Here’s a comprehensive conversion reference:
| System | Symbol | Full Circle | To Degrees | To Radians | Primary Use |
|---|---|---|---|---|---|
| Degrees | ° | 360° | 1° = 1° | 1° = π/180 rad | Navigation, surveying |
| Gradians (Grads) | gon | 400 gon | 1 gon = 0.9° | 1 gon = π/200 rad | European surveying |
| Radians | rad | 2π rad | 1 rad ≈ 57.2958° | 1 rad = 1 rad | Mathematics, physics |
| Mils (NATO) | mil | 6400 mil | 1 mil ≈ 0.05625° | 1 mil ≈ π/3200 rad | Military artillery |
| Hours (Astronomy) | h | 24 h | 1 h = 15° | 1 h = π/12 rad | Celestial coordinates |
Conversion formulas:
- Degrees to Radians: radians = degrees × (π/180)

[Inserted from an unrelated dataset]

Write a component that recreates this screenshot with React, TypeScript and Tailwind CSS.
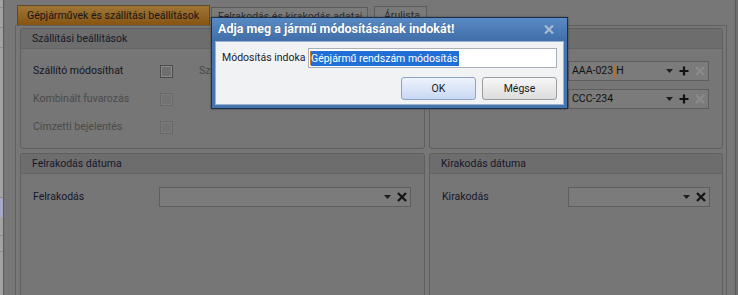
import React from 'react'

const font = "font-['Roboto','Liberation_Sans',sans-serif]"

function Caret() {
  return (
    <svg width="7" height="4" viewBox="0 0 7 4">
      <path d="M0 0H7L3.5 4Z" fill="#1e1e1e" />
    </svg>
  )
}

function Plus() {
  return (
    <svg width="10" height="10" viewBox="0 0 10 10">
      <path d="M5 0.5V9.5M0.5 5H9.5" stroke="#111" strokeWidth="2.2" />
    </svg>
  )
}

function Cross({ color = '#151515' }: { color?: string }) {
  return (
    <svg width="10" height="10" viewBox="0 0 10 10">
      <path d="M1 1L9 9M9 1L1 9" stroke={color} strokeWidth="2.3" />
    </svg>
  )
}

function Checkbox({ enabled }: { enabled?: boolean }) {
  return (
    <div
      className={
        'w-[13px] h-[13px] shrink-0 border ' +
        (enabled ? 'border-[#4a4a4a] bg-[#6f6f6f]' : 'border-[#686868] bg-[#737373]')
      }
    >
      <div className={'w-full h-full border ' + (enabled ? 'border-[#8a8a8a]' : 'border-[#7c7c7c]')} />
    </div>
  )
}

function Panel({ title, children, className = '' }: { title: string; children?: React.ReactNode; className?: string }) {
  return (
    <div className={'rounded-[3px] border border-[#5f5f5f] bg-[#767676] flex flex-col ' + className}>
      <div className="h-[20px] shrink-0 bg-[#6d6d6d] border-b border-[#646464] rounded-t-[3px] pl-[11px] flex items-center text-[10.5px] text-[#16172a]">
        {title}
      </div>
      {children}
    </div>
  )
}

function Field({ children, width, plus, crossColor }: { children?: React.ReactNode; width: string; plus?: boolean; crossColor?: string }) {
  return (
    <div className={'h-[20px] shrink-0 border border-[#5e5e5e] bg-[#7b7b7b] flex items-center pl-[3px] pr-[3px] ' + width}>
      <div className="flex-1 text-[10.5px] text-[#111111] flex items-center">{children}</div>
      <div className="flex items-center gap-[6px]">
        <Caret />
        {plus && <Plus />}
        <Cross color={crossColor} />
      </div>
    </div>
  )
}

export default function App() {
  return (
    <div className={'relative w-[738px] h-[295px] overflow-hidden bg-[#777777] flex whitespace-nowrap text-[10.5px] ' + font}>
      {/* page behind the window */}
      <div className="w-[4px] h-full bg-[#a3a3a3] border-r border-[#595959] flex flex-col">
        <div className="h-[8px] border-b border-[#8d8d8d]" />
        <div className="h-[20px] border-b border-[#8d8d8d]" />
        <div className="h-[20px] border-b border-[#8d8d8d]" />
        <div className="h-[150px] border-b border-[#8d8d8d]" />
        <div className="h-[19px] bg-[#a6a8c8]" />
        <div className="h-[19px] border-b border-[#8d8d8d]" />
        <div className="h-[16px] border-b border-[#8d8d8d]" />
      </div>
      <div className="w-[11px]" />

      {/* window */}
      <div className="w-[712px] flex flex-col">
        <div className="h-[25px] flex items-end pl-[2px] text-[10.5px]">
          <div className="w-[193px] h-[20px] border border-b-0 border-[#5a4a30] bg-gradient-to-b from-[#9e7636] to-[#87540f] pl-[9px] flex items-center text-[#161616] overflow-hidden">
            Gépjárművek és szállítási beállítások
          </div>
          <div className="ml-[1px] w-[157px] h-[18px] border border-b-0 border-[#5b5b5b] bg-[#7a7a7a] pl-[6px] flex items-center text-[#2a2a2a] overflow-hidden">
            Felrakodás és kirakodás adatai
          </div>
          <div className="ml-[6px] w-[53px] h-[19px] border border-b-0 border-[#5b5b5b] bg-[#7a7a7a] pl-[9px] flex items-center text-[#2a2a2a] overflow-hidden">
            Árulista
          </div>
        </div>

        <div className="flex-1 border border-b-0 border-[#616161] pt-[2px] pl-[4px] pr-[3px] grid grid-cols-[405px_294px] grid-rows-[121px_1fr] gap-[4px]">
          <Panel title="Szállítási beállítások">
            <div className="pt-[8px] pl-[12px] flex flex-col text-[10.5px]">
              <div className="h-[28px] flex items-center">
                <span className="w-[127px] text-[#141522]">Szállító módosíthat</span>
                <Checkbox enabled />
                <span className="ml-[26px] text-[#474747]">Szállítás</span>
              </div>
              <div className="h-[28px] flex items-center">
                <span className="w-[127px] text-[#4a4a4a]">Kombinált fuvarozás</span>
                <Checkbox />
              </div>
              <div className="h-[28px] flex items-center">
                <span className="w-[127px] text-[#4a4a4a]">Címzetti bejelentés</span>
                <Checkbox />
              </div>
            </div>
          </Panel>

          <Panel title="Jármű adatok">
            <div className="pt-[12px] pl-[12px] pr-[13px] flex flex-col gap-[8px]">
              <div className="flex items-center justify-between text-[10.5px] text-[#141522]">
                <span>Vontató</span>
                <Field width="w-[141px]" plus crossColor="#8b8b8b">
                  AAA-023<span className="inline-block w-[1px] h-[13px] bg-[#c0701a] mx-[1px]" />H
                </Field>
              </div>
              <div className="flex items-center justify-between text-[10.5px] text-[#141522]">
                <span>Pótkocsi</span>
                <Field width="w-[141px]" plus crossColor="#8b8b8b">
                  CCC-234
                </Field>
              </div>
            </div>
          </Panel>

          <Panel title="Felrakodás dátuma" className="rounded-b-none border-b-0">
            <div className="pt-[13px] pl-[12px] flex items-center text-[10.5px] text-[#16172a]">
              <span className="w-[126px]">Felrakodás</span>
              <Field width="w-[252px]" />
            </div>
          </Panel>

          <Panel title="Kirakodás dátuma" className="rounded-b-none border-b-0">
            <div className="pt-[13px] pl-[12px] flex items-center text-[10.5px] text-[#16172a]">
              <span className="w-[126px]">Kirakodás</span>
              <Field width="w-[142px]" />
            </div>
          </Panel>
        </div>
      </div>

      <div className="w-[8px]" />
      <div className="w-[1px] h-full bg-[#5a5a5a]" />
      <div className="flex-1 bg-[#6e6e6e]" />

      {/* modal dialog */}
      <div className="absolute left-[211px] top-[17px] w-[357px] h-[92px] border border-[#1b2f4b] bg-[#4674ae] flex flex-col shadow-[0_0_2px_rgba(0,0,0,0.4)]">
        <div className="h-[23px] shrink-0 bg-gradient-to-b from-[#5a8ac4] to-[#3f6ea9] flex items-center justify-between pl-[6px] pr-[13px]">
          <span className="text-[12.5px] font-bold text-white [text-shadow:0_0_1px_rgba(0,0,0,0.35)]">
            Adja meg a jármű módosításának indokát!
          </span>
          <svg width="10" height="9" viewBox="0 0 10 9">
            <path d="M1 0.5L9 8.5M9 0.5L1 8.5" stroke="#a6bad3" strokeWidth="2.2" />
          </svg>
        </div>
        <div className="flex-1 mx-[3px] mb-[3px] bg-[#f1f2f4] border border-[#9db2cc] flex flex-col pl-[6px] pr-[6px] pt-[6px]">
          <div className="flex items-center">
            <span className="w-[86px] text-[10.5px] text-[#1c1c2e]">Módosítás indoka</span>
            <div className="flex-1 h-[20px] bg-white border border-[#a9b0ba] flex items-center pl-[1px]">
              <span className="w-[1px] h-[14px] bg-[#d8781a]" />
              <span className="bg-[#1f6fd6] text-white text-[10.5px] leading-[15px] pr-[1px]">Gépjármű rendszám módosítás</span>
            </div>
          </div>
          <div className="mt-[9px] flex justify-end gap-[6px] text-[10.5px] text-[#1a1a1a]">
            <button className="w-[75px] h-[23px] rounded-[3px] border border-[#8ea3c5] bg-gradient-to-b from-[#eef3fc] to-[#c8d8f2] flex items-center justify-center">
              OK
            </button>
            <button className="w-[75px] h-[23px] rounded-[3px] border border-[#9c9c9c] bg-gradient-to-b from-[#f7f7f7] to-[#dcdcdc] flex items-center justify-center">
              Mégse
            </button>
          </div>
        </div>
      </div>
    </div>
  )
}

- Radians to Degrees: degrees = radians × (180/π)
- Degrees to Grads: grads = degrees × (10/9)
- Grads to Degrees: degrees = grads × (9/10)
- Degrees to Mils: mils = degrees × 177.777…
- Hours to Degrees: degrees = hours × 15
For most practical applications, our degree-minute-second to decimal degree conversion is sufficient. The other systems are typically used in specialized fields where their particular advantages (like radian’s calculus properties or mil’s easy mental division) are valuable.